(Interface markup and scripts)
########################################

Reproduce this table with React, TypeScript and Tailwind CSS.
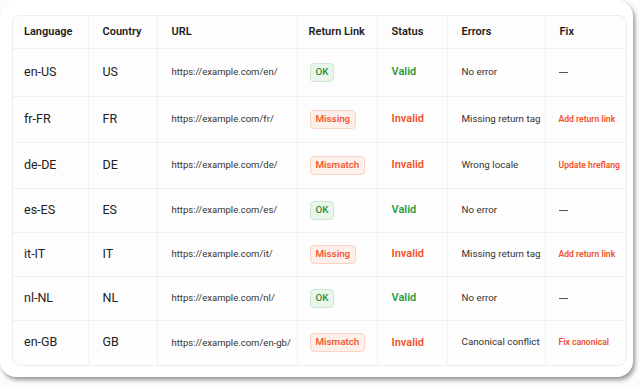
import React from 'react'

type Tone = 'ok' | 'bad'

interface Row {
  lang: string
  country: string
  url: string
  link: 'OK' | 'Missing' | 'Mismatch'
  valid: boolean
  error: string
  fix: string
  h: string
}

const rows: Row[] = [
  { lang: 'en-US', country: 'US', url: 'https://example.com/en/', link: 'OK', valid: true, error: 'No error', fix: '', h: 'h-[48px]' },
  { lang: 'fr-FR', country: 'FR', url: 'https://example.com/fr/', link: 'Missing', valid: false, error: 'Missing return tag', fix: 'Add return link', h: 'h-[46px]' },
  { lang: 'de-DE', country: 'DE', url: 'https://example.com/de/', link: 'Mismatch', valid: false, error: 'Wrong locale', fix: 'Update hreflang', h: 'h-[46px]' },
  { lang: 'es-ES', country: 'ES', url: 'https://example.com/es/', link: 'OK', valid: true, error: 'No error', fix: '', h: 'h-[44px]' },
  { lang: 'it-IT', country: 'IT', url: 'https://example.com/it/', link: 'Missing', valid: false, error: 'Missing return tag', fix: 'Add return link', h: 'h-[44px]' },
  { lang: 'nl-NL', country: 'NL', url: 'https://example.com/nl/', link: 'OK', valid: true, error: 'No error', fix: '', h: 'h-[44px]' },
  { lang: 'en-GB', country: 'GB', url: 'https://example.com/en-gb/', link: 'Mismatch', valid: false, error: 'Canonical conflict', fix: 'Fix canonical', h: 'h-[45px]' }
]

const Badge = ({ label, tone }: { label: string; tone: Tone }) => (
  <div className="flex">
    <span
      className={
        tone === 'ok'
          ? 'flex h-[19px] items-center rounded-[4px] border border-[#cfe7d1] bg-[#eaf6eb] px-[5px] text-[9.8px] font-medium text-[#2b8f3c]'
          : 'flex h-[19px] items-center rounded-[4px] border border-[#fad4c7] bg-[#fdefea] px-[5px] text-[9.8px] font-medium text-[#f2512a]'
      }
    >
      {label}
    </span>
  </div>
)

const headers = ['Language', 'Country', 'URL', 'Return Link', 'Status', 'Errors', 'Fix']

export default function App() {
  return (
    <div className="h-[387px] w-[640px] bg-[#fdfcfd] font-['Roboto',sans-serif]">
      <div className="h-[377px] w-[633px] rounded-[16px] bg-white pb-[11px] pl-3 pr-[6px] pt-[15px] shadow-[2px_3px_4px_rgba(0,0,0,0.4)]">
        <div className="overflow-hidden rounded-[8px] border border-[#ededed] bg-[#fdfdfd]">
          <table className="w-full table-fixed border-collapse">
            <colgroup>
              <col className="w-[75px]" />
              <col className="w-[69px]" />
              <col className="w-[140px]" />
              <col className="w-[80px]" />
              <col className="w-[70px]" />
              <col className="w-[98px]" />
              <col />
            </colgroup>
            <thead>
              <tr className="h-[32px] border-b border-[#efefef]">
                {headers.map((h, i) => (
                  <th
                    key={h}
                    className={`${i === 0 ? 'pl-[11px]' : i === 3 ? 'pl-[11px]' : 'pl-[14px]'} ${i < 6 ? 'border-r border-[#f1f1f1]' : ''} text-left text-[11px] font-semibold text-[#1c1c1c]`}
                  >
                    {h}
                  </th>
                ))}
              </tr>
            </thead>
            <tbody>
              {rows.map((r, idx) => (
                <tr key={r.lang} className={`${r.h} ${idx < rows.length - 1 ? 'border-b border-[#efefef]' : ''}`}>
                  <td className="border-r border-[#f1f1f1] pl-[11px] text-[12.5px] text-[#222]">{r.lang}</td>
                  <td className="border-r border-[#f1f1f1] pl-[14px] text-[12.5px] text-[#222]">{r.country}</td>
                  <td className="border-r border-[#f1f1f1] pl-[14px] text-[9.5px] text-[#333]">{r.url}</td>
                  <td className="border-r border-[#f1f1f1] pl-[12px]">
                    <Badge label={r.link} tone={r.link === 'OK' ? 'ok' : 'bad'} />
                  </td>
                  <td
                    className={`border-r border-[#f1f1f1] pl-[14px] text-[11px] font-semibold ${r.valid ? 'text-[#2b9a3d]' : 'text-[#f2512a]'}`}
                  >
                    {r.valid ? 'Valid' : 'Invalid'}
                  </td>
                  <td className="border-r border-[#f1f1f1] pl-[14px] text-[9.8px] text-[#333]">{r.error}</td>
                  <td className="pl-[13px] text-[8.6px] font-semibold leading-none text-[#f2512a]">
                    {r.fix ? r.fix : <div className="h-px w-[9px] bg-[#555]" />}
                  </td>
                </tr>
              ))}
            </tbody>
          </table>
        </div>
      </div>
    </div>
  )
}
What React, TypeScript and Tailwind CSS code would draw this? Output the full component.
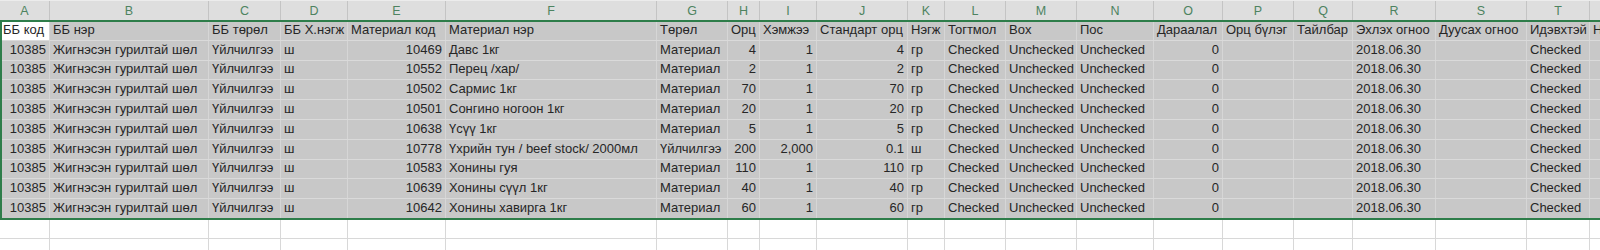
import React from "react";

const cols = [
  { l: "A", w: 50 },
  { l: "B", w: 159 },
  { l: "C", w: 72 },
  { l: "D", w: 67 },
  { l: "E", w: 98 },
  { l: "F", w: 211 },
  { l: "G", w: 71 },
  { l: "H", w: 32 },
  { l: "I", w: 57 },
  { l: "J", w: 91 },
  { l: "K", w: 37 },
  { l: "L", w: 61 },
  { l: "M", w: 71 },
  { l: "N", w: 77 },
  { l: "O", w: 69 },
  { l: "P", w: 71 },
  { l: "Q", w: 59 },
  { l: "R", w: 83 },
  { l: "S", w: 91 },
  { l: "T", w: 63 },
  { l: "U", w: 80 },
];

const header = [
  "ББ код",
  "ББ нэр",
  "ББ төрөл",
  "ББ Х.нэгж",
  "Материал код",
  "Материал нэр",
  "Төрөл",
  "Орц",
  "Хэмжээ",
  "Стандарт орц",
  "Нэгж",
  "Тогтмол",
  "Box",
  "Пос",
  "Дараалал",
  "Орц бүлэг",
  "Тайлбар",
  "Эхлэх огноо",
  "Дуусах огноо",
  "Идэвхтэй",
  "Нэмэлт",
];

const rightCols = new Set([0, 4, 7, 8, 9, 14]);

const items: [string, string, string, string, string, string][] = [
  ["10469", "Давс 1кг", "Материал", "4", "1", "4"],
  ["10552", "Перец /хар/", "Материал", "2", "1", "2"],
  ["10502", "Сармис 1кг", "Материал", "70", "1", "70"],
  ["10501", "Сонгино ногоон 1кг", "Материал", "20", "1", "20"],
  ["10638", "Үсүү 1кг", "Материал", "5", "1", "5"],
  ["10778", "Үхрийн тун / beef stock/ 2000мл", "Үйлчилгээ", "200", "2,000", "0.1"],
  ["10583", "Хонины гуя", "Материал", "110", "1", "110"],
  ["10639", "Хонины сүүл 1кг", "Материал", "40", "1", "40"],
  ["10642", "Хонины хавирга 1кг", "Материал", "60", "1", "60"],
];

const rows: string[][] = items.map((it) => [
  "10385",
  "Жигнэсэн гурилтай шөл",
  "Үйлчилгээ",
  "ш",
  it[0],
  it[1],
  it[2],
  it[3],
  it[4],
  it[5],
  it[2] === "Үйлчилгээ" ? "ш" : "гр",
  "Checked",
  "Unchecked",
  "Unchecked",
  "0",
  "",
  "",
  "2018.06.30",
  "",
  "Checked",
  "",
]);

const heights = ["h-[20px]", "h-[20px]", "h-[19px]", "h-[20px]", "h-[20px]", "h-[20px]", "h-[20px]", "h-[19px]", "h-[20px]", "h-[20px]"];

export default function App() {
  return (
    <div
      className="relative w-[1600px] h-[250px] overflow-hidden bg-white text-[13px] text-[#262626]"
      style={{ fontFamily: '"Liberation Sans", Arial, sans-serif' }}
    >
      <div className="flex h-[21px] border-t border-[#ececec] bg-[#dedede]">
        {cols.map((c) => (
          <div
            key={c.l}
            style={{ width: c.w }}
            className="shrink-0 flex items-center justify-center border-r border-[#c4c4c4] text-[12.5px] text-[#4d8360]"
          >
            {c.l}
          </div>
        ))}
      </div>
      {[header, ...rows].map((r, ri) => (
        <div key={ri} className={`flex ${heights[ri]} border-b border-[#dadada] bg-[#c8c8c8]`}>
          {cols.map((c, ci) => {
            const active = ri === 0 && ci === 0;
            const right = ri > 0 && rightCols.has(ci);
            return (
              <div
                key={c.l}
                style={{ width: c.w }}
                className={`shrink-0 flex items-end pb-[1px] border-r border-[#d6d6d6] whitespace-nowrap overflow-hidden ${
                  active ? "bg-white" : ""
                } ${right ? "justify-end pr-[3px]" : "pl-[3px]"}`}
              >
                {r[ci]}
              </div>
            );
          })}
        </div>
      ))}
      {[0, 1].map((i) => (
        <div key={i} className="flex h-[20px] border-b border-[#d8d8d8] bg-white">
          {cols.map((c) => (
            <div key={c.l} style={{ width: c.w }} className="shrink-0 border-r border-[#d8d8d8]" />
          ))}
        </div>
      ))}
      <div className="pointer-events-none absolute left-0 top-[20px] h-[200px] w-[1610px] border-2 border-[#2e7d4a]" />
    </div>
  );
}
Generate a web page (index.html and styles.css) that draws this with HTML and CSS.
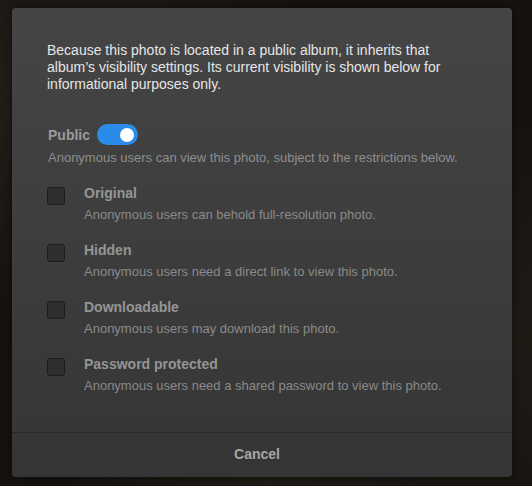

########################################

*DIRECTIONS FOR THIS TASK*
Return, unchanged, the lines from the first line of the material through the line that holds "const headers = ['Language', 'Country', 'URL', 'Return", inclusive, omitting pictures.

*ANSWER TO THE TASK*
Reproduce this table with React, TypeScript and Tailwind CSS.
import React from 'react'

type Tone = 'ok' | 'bad'

interface Row {
  lang: string
  country: string
  url: string
  link: 'OK' | 'Missing' | 'Mismatch'
  valid: boolean
  error: string
  fix: string
  h: string
}

const rows: Row[] = [
  { lang: 'en-US', country: 'US', url: 'https://example.com/en/', link: 'OK', valid: true, error: 'No error', fix: '', h: 'h-[48px]' },
  { lang: 'fr-FR', country: 'FR', url: 'https://example.com/fr/', link: 'Missing', valid: false, error: 'Missing return tag', fix: 'Add return link', h: 'h-[46px]' },
  { lang: 'de-DE', country: 'DE', url: 'https://example.com/de/', link: 'Mismatch', valid: false, error: 'Wrong locale', fix: 'Update hreflang', h: 'h-[46px]' },
  { lang: 'es-ES', country: 'ES', url: 'https://example.com/es/', link: 'OK', valid: true, error: 'No error', fix: '', h: 'h-[44px]' },
  { lang: 'it-IT', country: 'IT', url: 'https://example.com/it/', link: 'Missing', valid: false, error: 'Missing return tag', fix: 'Add return link', h: 'h-[44px]' },
  { lang: 'nl-NL', country: 'NL', url: 'https://example.com/nl/', link: 'OK', valid: true, error: 'No error', fix: '', h: 'h-[44px]' },
  { lang: 'en-GB', country: 'GB', url: 'https://example.com/en-gb/', link: 'Mismatch', valid: false, error: 'Canonical conflict', fix: 'Fix canonical', h: 'h-[45px]' }
]

const Badge = ({ label, tone }: { label: string; tone: Tone }) => (
  <div className="flex">
    <span
      className={
        tone === 'ok'
          ? 'flex h-[19px] items-center rounded-[4px] border border-[#cfe7d1] bg-[#eaf6eb] px-[5px] text-[9.8px] font-medium text-[#2b8f3c]'
          : 'flex h-[19px] items-center rounded-[4px] border border-[#fad4c7] bg-[#fdefea] px-[5px] text-[9.8px] font-medium text-[#f2512a]'
      }
    >
      {label}
    </span>
  </div>
)

const headers = ['Language', 'Country', 'URL', 'Return Link', 'Status', 'Errors', 'Fix']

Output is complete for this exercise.